Citation
Gao, Yanqin and Yahaya, Mohd Faiz bin and Whitfield, Allan and Barron, Deirdre
(2026)
Effects of perceptual, cognitive, and social levels on the aesthetic appreciation of traditional cultural products.
Acta Psychologica, 266.
art. no. 106910.
pp. 1-13.
ISSN 0001-6918; eISSN: 1873-6297
Abstract
Aesthetic appreciation plays a significant role in the success of product design. In empirical aesthetics, previous studies exploring the factors that influence aesthetics mainly focused on one single level using product categories associated with modernization and mass-market consumption. However, aesthetic experience is multilevel and complex, which has been overlooked. Moreover, it remains unclear whether the same aesthetic processing applies to products from traditional culture. Based on the Unified Model of Aesthetics (UMA), this study aims to explore the effects of perceptual, cognitive, and social levels on aesthetic appreciation.

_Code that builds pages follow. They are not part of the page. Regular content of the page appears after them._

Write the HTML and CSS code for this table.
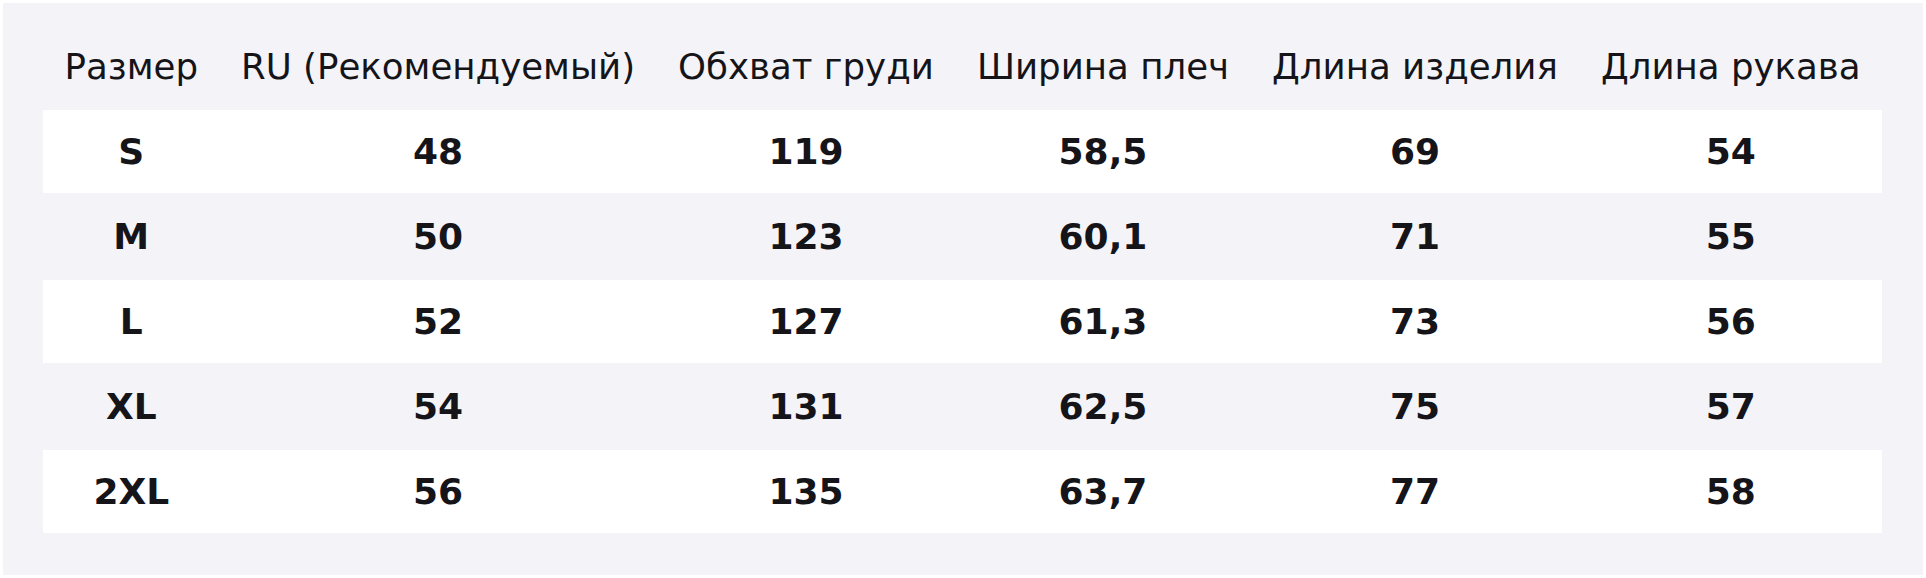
FILE: index.html
```html
<!DOCTYPE html>
<html lang="ru">
<head>
<meta charset="utf-8">
<title>Размеры</title>
<link rel="stylesheet" href="styles.css">
</head>
<body>
<div class="panel">
  <table class="sizes">
    <thead>
      <tr>
        <th>Размер</th>
        <th>RU (Рекомендуемый)</th>
        <th>Обхват груди</th>
        <th>Ширина плеч</th>
        <th>Длина изделия</th>
        <th>Длина рукава</th>
      </tr>
    </thead>
    <tbody>
      <tr class="odd"><td>S</td><td>48</td><td>119</td><td>58,5</td><td>69</td><td>54</td></tr>
      <tr><td>M</td><td>50</td><td>123</td><td>60,1</td><td>71</td><td>55</td></tr>
      <tr class="odd"><td>L</td><td>52</td><td>127</td><td>61,3</td><td>73</td><td>56</td></tr>
      <tr><td>XL</td><td>54</td><td>131</td><td>62,5</td><td>75</td><td>57</td></tr>
      <tr class="odd"><td>2XL</td><td>56</td><td>135</td><td>63,7</td><td>77</td><td>58</td></tr>
    </tbody>
  </table>
</div>
</body>
</html>
```

FILE: styles.css
```css
html, body {
  margin: 0;
  padding: 0;
  background: #ffffff;
}
body {
  padding: 3px;
  font-family: "DejaVu Sans", sans-serif;
  color: #141419;
}
.panel {
  background: #f4f4f8;
  padding: 20px 40px 40px 40px;
}
.sizes {
  border-collapse: separate;
  border-spacing: 0 2px;
}
.sizes th,
.sizes td {
  height: 83px;
  padding: 0 21.5px;
  text-align: center;
  vertical-align: middle;
  white-space: nowrap;
  box-sizing: border-box;
}
.sizes th {
  font-weight: normal;
  font-size: 35.6px;
}
.sizes td {
  font-weight: bold;
  font-size: 36px;
}
.sizes tr.odd td {
  background: #ffffff;
}
```
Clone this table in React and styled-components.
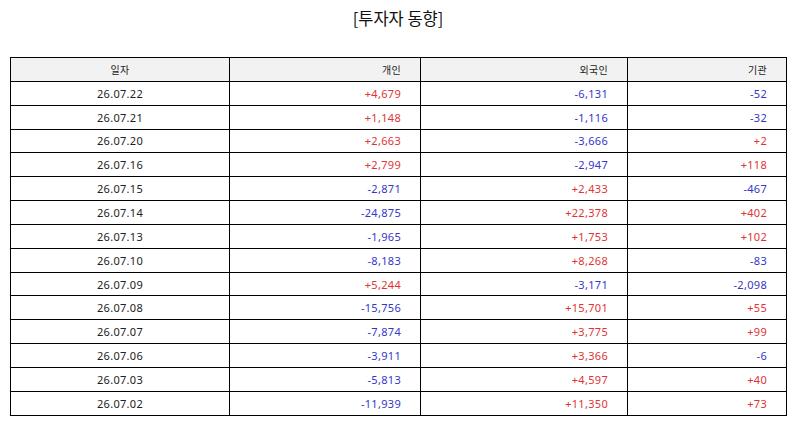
import React from 'react';
import styled, { createGlobalStyle } from 'styled-components';

const GlobalStyle = createGlobalStyle`
  html, body {
    margin: 0;
    padding: 0;
    background: #fff;
  }
  body {
    font-family: "Noto Sans", "Noto Sans CJK KR", sans-serif;
    color: #222;
  }
`;

const Page = styled.div`
  width: 795px;
  height: 425px;
  padding: 0 9px 0 10px;
  box-sizing: border-box;
`;

const Title = styled.h1`
  margin: 0;
  height: 57px;
  padding-top: 6px;
  box-sizing: border-box;
  text-align: center;
  font-size: 16.5px;
  font-weight: 400;
  color: #111;
  font-family: "Noto Sans CJK KR", sans-serif;
`;

const Table = styled.table`
  width: 776px;
  border-collapse: collapse;
  table-layout: fixed;
  font-size: 11px;
  letter-spacing: 0.3px;
  font-family: "Noto Sans", "Noto Sans CJK KR", sans-serif;
`;

const Cell = styled.td`
  border: 1.3px solid #000;
  height: 23.85px;
  padding: 0 ${p => (p.$align === 'center' ? 0 : 19)}px 0 0;
  box-sizing: border-box;
  text-align: ${p => p.$align || 'right'};
  color: ${p => (p.$tone === 'up' ? '#e03434' : p.$tone === 'down' ? '#3636c8' : '#222')};
  white-space: nowrap;
`;

const HeadCell = styled(Cell).attrs({ as: 'th' })`
  background: #f2f2f2;
  font-weight: 400;
  font-family: "Noto Sans CJK KR", sans-serif;
  font-size: 10px;
`;

const columns = [
  { key: 'date', label: '일자', width: 219 },
  { key: 'ind', label: '개인', width: 191 },
  { key: 'frn', label: '외국인', width: 207 },
  { key: 'inst', label: '기관', width: 159 },
];

const rows = [
  ['26.07.22', '+4,679', '-6,131', '-52'],
  ['26.07.21', '+1,148', '-1,116', '-32'],
  ['26.07.20', '+2,663', '-3,666', '+2'],
  ['26.07.16', '+2,799', '-2,947', '+118'],
  ['26.07.15', '-2,871', '+2,433', '-467'],
  ['26.07.14', '-24,875', '+22,378', '+402'],
  ['26.07.13', '-1,965', '+1,753', '+102'],
  ['26.07.10', '-8,183', '+8,268', '-83'],
  ['26.07.09', '+5,244', '-3,171', '-2,098'],
  ['26.07.08', '-15,756', '+15,701', '+55'],
  ['26.07.07', '-7,874', '+3,775', '+99'],
  ['26.07.06', '-3,911', '+3,366', '-6'],
  ['26.07.03', '-5,813', '+4,597', '+40'],
  ['26.07.02', '-11,939', '+11,350', '+73'],
];

const toneOf = v => (v.startsWith('+') ? 'up' : v.startsWith('-') ? 'down' : undefined);

const App = () => {
  return (
    <Page>
      <GlobalStyle />
      <Title>[투자자 동향]</Title>
      <Table>
        <colgroup>
          {columns.map(c => <col key={c.key} style={{ width: c.width }} />)}
        </colgroup>
        <thead>
          <tr>
            {columns.map((c, i) => (
              <HeadCell key={c.key} $align={i === 0 ? 'center' : 'right'}>{c.label}</HeadCell>
            ))}
          </tr>
        </thead>
        <tbody>
          {rows.map(r => (
            <tr key={r[0]}>
              <Cell $align="center">{r[0]}</Cell>
              {r.slice(1).map((v, i) => (
                <Cell key={i} $tone={toneOf(v)}>{v}</Cell>
              ))}
            </tr>
          ))}
        </tbody>
      </Table>
    </Page>
  );
}

export default App;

To compare with previous studies, Chinese folding screens were used as stimuli, and 213 participants rated them on seven dimensions: unity, variety, typicality, novelty, connectedness, autonomy, and aesthetic pleasure. The results supported that aesthetic appreciation was optimally explained by the combined effect of multilevel aesthetic mechanisms rather than any single level. From the perspective of aesthetic evolutionary psychology, participants preferred aesthetic factors in terms of safety rather than accomplishment. Notably, the social level had the strongest positive influence on aesthetic appreciation, compared with the perceptual and cognitive levels, indicating that social significance shaped aesthetic responses more to culturally rooted products. The findings provide empirical evidence for the multilevel theoretical framework of aesthetic experience and new insights into the aesthetic appreciation of traditional cultural products.